» Written instruction
Exactly as written, retype the listing below, omitting the pictures.

» Raw data
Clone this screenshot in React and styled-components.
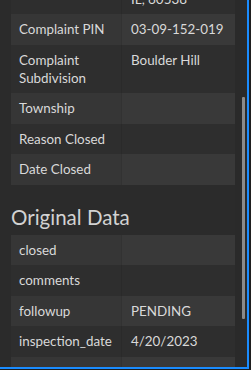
import React from "react";
import styled, { createGlobalStyle } from "styled-components";

const GlobalStyle = createGlobalStyle`
  html, body {
    margin: 0;
    padding: 0;
    background: #1f1f1f;
  }
  body {
    font-family: Lato, "Noto Sans", sans-serif;
  }
`;

const Frame = styled.div`
  box-sizing: border-box;
  width: 249px;
  height: 369px;
  display: flex;
  background: #2b2b2b;
  border-right: 2px solid #1a8cff;
  border-bottom: 2px solid #1a8cff;
  overflow: hidden;
`;

const Viewport = styled.div`
  flex: 1;
  min-width: 0;
  overflow: hidden;
  padding-left: 11px;
`;

const Content = styled.div`
  margin-top: -16.5px;
  width: 224px;
`;

const Gutter = styled.div`
  width: 12px;
  flex: none;
  box-sizing: border-box;
  padding: 97px 2px 0 7px;
  background: #2a2a2a;
`;

const Thumb = styled.div`
  width: 3px;
  height: 222px;
  border-radius: 1px;
  background: #8a8a8a;
`;

const Table = styled.div`
  display: flex;
  flex-direction: column;
`;

const Row = styled.div`
  display: grid;
  grid-template-columns: 111px 1fr;
  background: ${(p) => (p.$shade ? "#363636" : "#2e2e2e")};
`;

const Label = styled.div`
  box-sizing: border-box;
  padding: 6.25px 4px 6.25px 8px;
  font-size: 13.4px;
  line-height: 18px;
  color: #d9d9d9;
  border-right: 1px solid rgba(0, 0, 0, 0.07);
  white-space: ${(p) => (p.$wrap ? "normal" : "nowrap")};
  overflow: hidden;
`;

const Value = styled.div`
  box-sizing: border-box;
  padding: 6.25px 4px 6.25px 9px;
  font-size: 13.4px;
  line-height: 18px;
  color: #d9d9d9;
  white-space: nowrap;
  overflow: hidden;
  background: ${(p) => (p.$shade ? "rgba(255,255,255,0.015)" : "transparent")};
`;

const Heading = styled.h2`
  margin: 19px 0 5px;
  font-size: 20.5px;
  line-height: 26px;
  font-weight: 400;
  color: #d2d2d2;
`;

const details = [
  ["", "IL, 60538"],
  ["Complaint PIN", "03-09-152-019"],
  ["Complaint Subdivision", "Boulder Hill"],
  ["Township", ""],
  ["Reason Closed", ""],
  ["Date Closed", ""],
];

const original = [
  ["closed", ""],
  ["comments", ""],
  ["followup", "PENDING"],
  ["inspection_date", "4/20/2023"],
  ["original_complaint", "Loose dog left"],
];

function DataTable({ rows, startShade }) {
  return (
    <Table>
      {rows.map(([k, v], i) => {
        const shade = (i % 2 === 0) === startShade;
        return (
          <Row key={i} $shade={shade}>
            <Label $wrap={k.includes(" ") && k.length > 14}>{k}</Label>
            <Value $shade={shade}>{v}</Value>
          </Row>
        );
      })}
    </Table>
  );
}

export default function App() {
  return (
    <>
      <GlobalStyle />
      <Frame>
        <Viewport>
          <Content>
            <DataTable rows={details} startShade={false} />
            <Heading>Original Data</Heading>
            <DataTable rows={original} startShade={true} />
          </Content>
        </Viewport>
        <Gutter>
          <Thumb />
        </Gutter>
      </Frame>
    </>
  );
}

» Final result
Clone this screenshot in React and styled-components.
import React from "react";
import styled, { createGlobalStyle } from "styled-components";

const GlobalStyle = createGlobalStyle`
  html, body {
    margin: 0;
    padding: 0;
    background: #1f1f1f;
  }
  body {
    font-family: Lato, "Noto Sans", sans-serif;
  }
`;

const Frame = styled.div`
  box-sizing: border-box;
  width: 249px;
  height: 369px;
  display: flex;
  background: #2b2b2b;
  border-right: 2px solid #1a8cff;
  border-bottom: 2px solid #1a8cff;
  overflow: hidden;
`;

const Viewport = styled.div`
  flex: 1;
  min-width: 0;
  overflow: hidden;
  padding-left: 11px;
`;

const Content = styled.div`
  margin-top: -16.5px;
  width: 224px;
`;

const Gutter = styled.div`
  width: 12px;
  flex: none;
  box-sizing: border-box;
  padding: 97px 2px 0 7px;
  background: #2a2a2a;
`;

const Thumb = styled.div`
  width: 3px;
  height: 222px;
  border-radius: 1px;
  background: #8a8a8a;
`;

const Table = styled.div`
  display: flex;
  flex-direction: column;
`;

const Row = styled.div`
  display: grid;
  grid-template-columns: 111px 1fr;
  background: ${(p) => (p.$shade ? "#363636" : "#2e2e2e")};
`;

const Label = styled.div`
  box-sizing: border-box;
  padding: 6.25px 4px 6.25px 8px;
  font-size: 13.4px;
  line-height: 18px;
  color: #d9d9d9;
  border-right: 1px solid rgba(0, 0, 0, 0.07);
  white-space: ${(p) => (p.$wrap ? "normal" : "nowrap")};
  overflow: hidden;
`;

const Value = styled.div`
  box-sizing: border-box;
  padding: 6.25px 4px 6.25px 9px;
  font-size: 13.4px;
  line-height: 18px;
  color: #d9d9d9;
  white-space: nowrap;
  overflow: hidden;
  background: ${(p) => (p.$shade ? "rgba(255,255,255,0.015)" : "transparent")};
`;

const Heading = styled.h2`
  margin: 19px 0 5px;
  font-size: 20.5px;
  line-height: 26px;
  font-weight: 400;
  color: #d2d2d2;
`;

const details = [
  ["", "IL, 60538"],
  ["Complaint PIN", "03-09-152-019"],
  ["Complaint Subdivision", "Boulder Hill"],
  ["Township", ""],
  ["Reason Closed", ""],
  ["Date Closed", ""],
];

const original = [
  ["closed", ""],
  ["comments", ""],
  ["followup", "PENDING"],
  ["inspection_date", "4/20/2023"],
  ["original_complaint", "Loose dog left"],
];

function DataTable({ rows, startShade }) {
  return (
    <Table>
      {rows.map(([k, v], i) => {
        const shade = (i % 2 === 0) === startShade;
        return (
          <Row key={i} $shade={shade}>
            <Label $wrap={k.includes(" ") && k.length > 14}>{k}</Label>
            <Value $shade={shade}>{v}</Value>
          </Row>
        );
      })}
    </Table>
  );
}

export default function App() {
  return (
    <>
      <GlobalStyle />
      <Frame>
        <Viewport>
          <Content>
            <DataTable rows={details} startShade={false} />
            <Heading>Original Data</Heading>
            <DataTable rows={original} startShade={true} />
          </Content>
        </Viewport>
        <Gutter>
          <Thumb />
        </Gutter>
      </Frame>
    </>
  );
}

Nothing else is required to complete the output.